- [INSTRUCTIONS TO FOLLOW]: Wherever the word "this" appears in the entries, copy the whole line.

- [EXCERPTED RECORDS]:
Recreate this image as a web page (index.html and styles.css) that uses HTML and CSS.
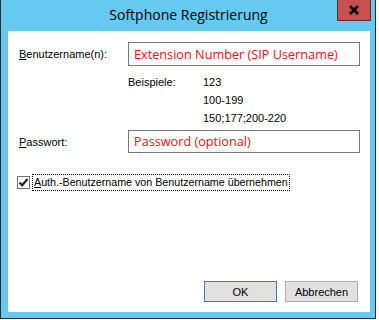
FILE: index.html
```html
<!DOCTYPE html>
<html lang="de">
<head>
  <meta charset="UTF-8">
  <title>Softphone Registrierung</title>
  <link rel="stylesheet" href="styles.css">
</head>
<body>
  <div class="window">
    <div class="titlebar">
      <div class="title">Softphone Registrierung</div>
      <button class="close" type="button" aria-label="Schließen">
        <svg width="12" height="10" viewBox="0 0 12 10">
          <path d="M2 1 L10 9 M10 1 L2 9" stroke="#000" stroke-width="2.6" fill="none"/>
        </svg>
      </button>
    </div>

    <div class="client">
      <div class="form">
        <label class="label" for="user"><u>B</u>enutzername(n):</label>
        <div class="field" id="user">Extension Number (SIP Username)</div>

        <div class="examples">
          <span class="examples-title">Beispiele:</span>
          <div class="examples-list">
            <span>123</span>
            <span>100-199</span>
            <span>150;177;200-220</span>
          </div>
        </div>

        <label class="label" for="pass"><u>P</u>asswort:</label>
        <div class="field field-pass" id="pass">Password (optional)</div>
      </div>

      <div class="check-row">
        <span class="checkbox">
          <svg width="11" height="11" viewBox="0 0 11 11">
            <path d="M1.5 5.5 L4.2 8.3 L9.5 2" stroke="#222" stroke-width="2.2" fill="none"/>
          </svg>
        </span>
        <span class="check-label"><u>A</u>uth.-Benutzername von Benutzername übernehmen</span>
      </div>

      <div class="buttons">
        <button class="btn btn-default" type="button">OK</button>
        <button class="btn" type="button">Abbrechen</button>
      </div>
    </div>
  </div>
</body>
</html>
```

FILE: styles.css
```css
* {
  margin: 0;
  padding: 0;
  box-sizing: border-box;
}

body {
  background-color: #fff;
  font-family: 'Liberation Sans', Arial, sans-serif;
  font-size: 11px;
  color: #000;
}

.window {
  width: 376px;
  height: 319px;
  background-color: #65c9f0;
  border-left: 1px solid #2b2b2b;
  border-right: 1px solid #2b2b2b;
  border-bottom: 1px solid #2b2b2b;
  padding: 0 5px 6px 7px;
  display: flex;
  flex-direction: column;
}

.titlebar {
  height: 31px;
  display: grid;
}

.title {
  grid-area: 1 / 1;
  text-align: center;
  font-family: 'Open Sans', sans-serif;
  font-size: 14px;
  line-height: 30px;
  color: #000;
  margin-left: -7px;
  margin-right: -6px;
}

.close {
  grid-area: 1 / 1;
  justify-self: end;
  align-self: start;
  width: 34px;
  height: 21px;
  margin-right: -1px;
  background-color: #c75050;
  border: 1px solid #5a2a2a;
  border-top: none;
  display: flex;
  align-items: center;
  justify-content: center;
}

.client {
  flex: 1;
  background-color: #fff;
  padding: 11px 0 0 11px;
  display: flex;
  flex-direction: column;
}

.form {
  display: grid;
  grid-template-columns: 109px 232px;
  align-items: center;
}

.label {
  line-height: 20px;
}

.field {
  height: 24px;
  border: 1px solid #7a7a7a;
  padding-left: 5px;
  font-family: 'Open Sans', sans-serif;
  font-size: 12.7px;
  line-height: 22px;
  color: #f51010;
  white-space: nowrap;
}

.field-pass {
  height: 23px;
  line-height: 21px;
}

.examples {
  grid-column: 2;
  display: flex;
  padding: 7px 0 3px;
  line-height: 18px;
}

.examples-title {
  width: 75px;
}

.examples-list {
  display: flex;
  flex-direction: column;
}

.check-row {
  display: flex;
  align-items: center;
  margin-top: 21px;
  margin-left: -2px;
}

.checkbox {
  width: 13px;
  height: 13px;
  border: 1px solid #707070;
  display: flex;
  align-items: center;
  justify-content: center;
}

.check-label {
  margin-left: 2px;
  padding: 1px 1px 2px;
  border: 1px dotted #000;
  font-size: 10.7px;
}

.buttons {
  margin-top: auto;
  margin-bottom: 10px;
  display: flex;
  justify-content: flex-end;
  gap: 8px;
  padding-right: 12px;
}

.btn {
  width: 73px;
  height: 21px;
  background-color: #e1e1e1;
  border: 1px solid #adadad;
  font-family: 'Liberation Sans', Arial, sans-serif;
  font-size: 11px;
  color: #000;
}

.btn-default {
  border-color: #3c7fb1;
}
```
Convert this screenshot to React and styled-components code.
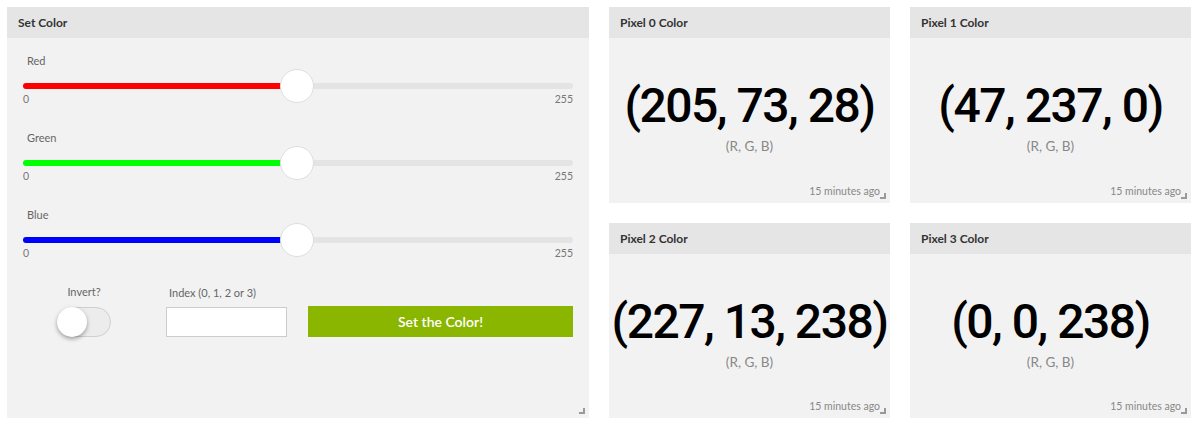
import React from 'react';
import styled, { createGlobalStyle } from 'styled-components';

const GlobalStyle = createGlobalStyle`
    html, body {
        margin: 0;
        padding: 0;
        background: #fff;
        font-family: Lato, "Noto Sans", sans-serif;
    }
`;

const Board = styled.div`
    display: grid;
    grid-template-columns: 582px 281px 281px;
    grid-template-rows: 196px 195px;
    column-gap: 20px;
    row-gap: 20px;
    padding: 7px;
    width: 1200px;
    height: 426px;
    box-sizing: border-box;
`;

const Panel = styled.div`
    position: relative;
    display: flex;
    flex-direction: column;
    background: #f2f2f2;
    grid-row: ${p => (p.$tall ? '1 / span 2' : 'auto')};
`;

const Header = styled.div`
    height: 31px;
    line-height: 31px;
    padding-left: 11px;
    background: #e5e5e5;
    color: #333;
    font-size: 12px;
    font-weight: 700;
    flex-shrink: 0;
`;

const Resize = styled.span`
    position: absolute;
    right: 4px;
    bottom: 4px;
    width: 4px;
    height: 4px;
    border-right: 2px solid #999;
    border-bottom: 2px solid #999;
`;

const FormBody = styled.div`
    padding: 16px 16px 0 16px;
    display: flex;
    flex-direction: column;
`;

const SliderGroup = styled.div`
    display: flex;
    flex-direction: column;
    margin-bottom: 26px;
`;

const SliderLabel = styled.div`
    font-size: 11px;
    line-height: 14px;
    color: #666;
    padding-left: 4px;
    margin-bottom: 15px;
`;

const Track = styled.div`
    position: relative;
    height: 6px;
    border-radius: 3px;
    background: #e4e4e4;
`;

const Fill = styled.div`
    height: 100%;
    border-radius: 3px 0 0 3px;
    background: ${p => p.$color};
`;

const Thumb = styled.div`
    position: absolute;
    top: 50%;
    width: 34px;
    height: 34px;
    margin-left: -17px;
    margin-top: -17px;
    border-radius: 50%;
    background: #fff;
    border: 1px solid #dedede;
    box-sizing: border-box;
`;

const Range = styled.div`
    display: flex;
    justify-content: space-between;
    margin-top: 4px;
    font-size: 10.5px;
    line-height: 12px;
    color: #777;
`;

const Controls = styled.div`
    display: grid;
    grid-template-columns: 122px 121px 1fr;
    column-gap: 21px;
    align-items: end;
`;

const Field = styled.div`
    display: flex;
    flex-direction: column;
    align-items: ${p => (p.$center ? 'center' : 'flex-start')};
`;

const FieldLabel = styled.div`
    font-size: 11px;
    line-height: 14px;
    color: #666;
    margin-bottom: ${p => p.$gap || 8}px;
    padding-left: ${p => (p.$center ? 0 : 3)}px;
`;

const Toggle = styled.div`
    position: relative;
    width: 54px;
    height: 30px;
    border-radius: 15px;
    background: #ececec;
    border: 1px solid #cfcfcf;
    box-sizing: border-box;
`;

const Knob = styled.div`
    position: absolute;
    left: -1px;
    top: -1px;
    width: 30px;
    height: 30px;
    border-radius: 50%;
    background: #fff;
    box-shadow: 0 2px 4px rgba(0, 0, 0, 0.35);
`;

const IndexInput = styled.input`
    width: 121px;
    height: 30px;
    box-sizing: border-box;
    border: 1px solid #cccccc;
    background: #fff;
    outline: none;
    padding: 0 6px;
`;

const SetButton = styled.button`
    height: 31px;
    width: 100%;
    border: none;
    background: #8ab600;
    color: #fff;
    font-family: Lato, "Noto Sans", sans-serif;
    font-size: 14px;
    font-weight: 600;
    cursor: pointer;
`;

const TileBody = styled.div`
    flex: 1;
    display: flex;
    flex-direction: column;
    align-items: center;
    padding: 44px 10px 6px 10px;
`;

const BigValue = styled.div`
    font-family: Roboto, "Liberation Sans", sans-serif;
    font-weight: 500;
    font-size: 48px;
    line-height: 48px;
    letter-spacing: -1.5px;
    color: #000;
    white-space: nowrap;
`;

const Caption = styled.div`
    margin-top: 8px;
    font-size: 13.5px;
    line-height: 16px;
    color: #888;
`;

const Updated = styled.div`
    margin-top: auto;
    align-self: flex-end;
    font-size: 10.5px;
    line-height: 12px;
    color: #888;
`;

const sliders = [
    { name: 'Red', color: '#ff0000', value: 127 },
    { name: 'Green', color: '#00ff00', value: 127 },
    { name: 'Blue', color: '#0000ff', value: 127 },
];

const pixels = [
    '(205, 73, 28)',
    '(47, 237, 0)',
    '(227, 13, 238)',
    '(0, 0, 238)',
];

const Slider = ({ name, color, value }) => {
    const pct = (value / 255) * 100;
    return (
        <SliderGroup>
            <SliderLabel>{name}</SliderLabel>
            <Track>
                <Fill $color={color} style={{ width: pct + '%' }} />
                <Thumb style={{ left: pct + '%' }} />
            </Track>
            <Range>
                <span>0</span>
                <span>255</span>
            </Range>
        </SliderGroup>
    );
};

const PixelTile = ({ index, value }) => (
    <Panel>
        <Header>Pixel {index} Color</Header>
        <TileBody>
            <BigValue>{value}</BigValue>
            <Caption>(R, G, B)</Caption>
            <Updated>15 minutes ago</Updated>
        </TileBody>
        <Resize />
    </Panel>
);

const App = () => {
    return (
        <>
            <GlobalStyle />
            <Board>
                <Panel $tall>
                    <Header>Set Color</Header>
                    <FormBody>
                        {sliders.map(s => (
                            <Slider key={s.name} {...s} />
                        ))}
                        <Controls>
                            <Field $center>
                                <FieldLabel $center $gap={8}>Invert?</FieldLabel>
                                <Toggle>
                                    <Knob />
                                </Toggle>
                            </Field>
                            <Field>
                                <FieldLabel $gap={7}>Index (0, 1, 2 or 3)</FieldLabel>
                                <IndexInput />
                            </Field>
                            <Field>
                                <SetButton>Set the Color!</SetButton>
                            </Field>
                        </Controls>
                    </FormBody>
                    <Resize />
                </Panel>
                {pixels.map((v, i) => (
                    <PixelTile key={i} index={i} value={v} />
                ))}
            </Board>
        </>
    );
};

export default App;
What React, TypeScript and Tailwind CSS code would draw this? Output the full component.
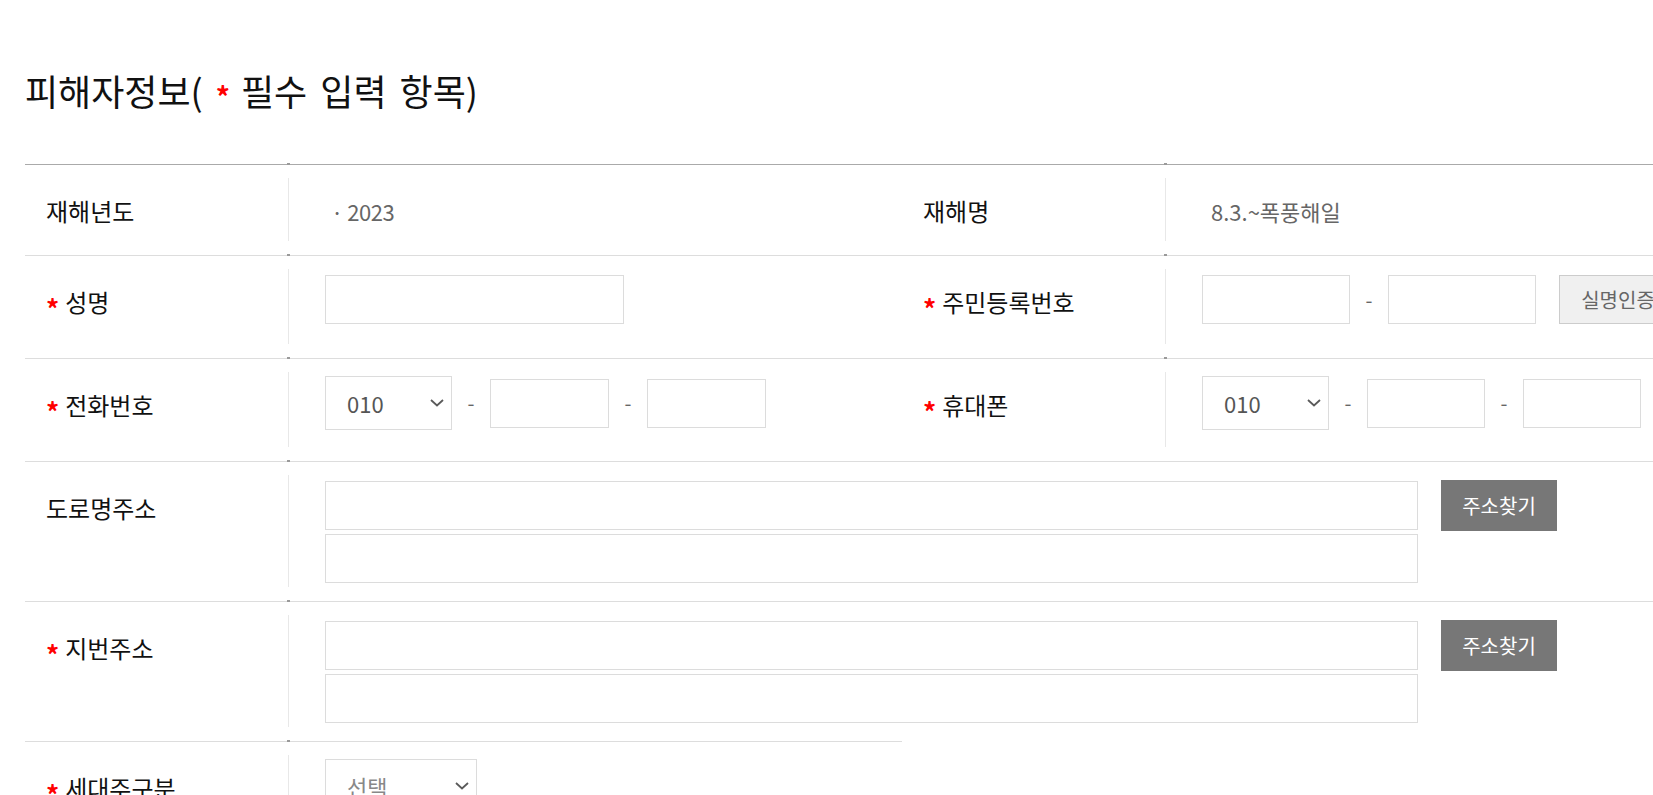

- [PROBLEM SOLUTION]:
Recreate this image as a web page (index.html and styles.css) that uses HTML and CSS.
Convert this screenshot to React and styled-components code.
What React, TypeScript and Tailwind CSS code would draw this? Output the full component.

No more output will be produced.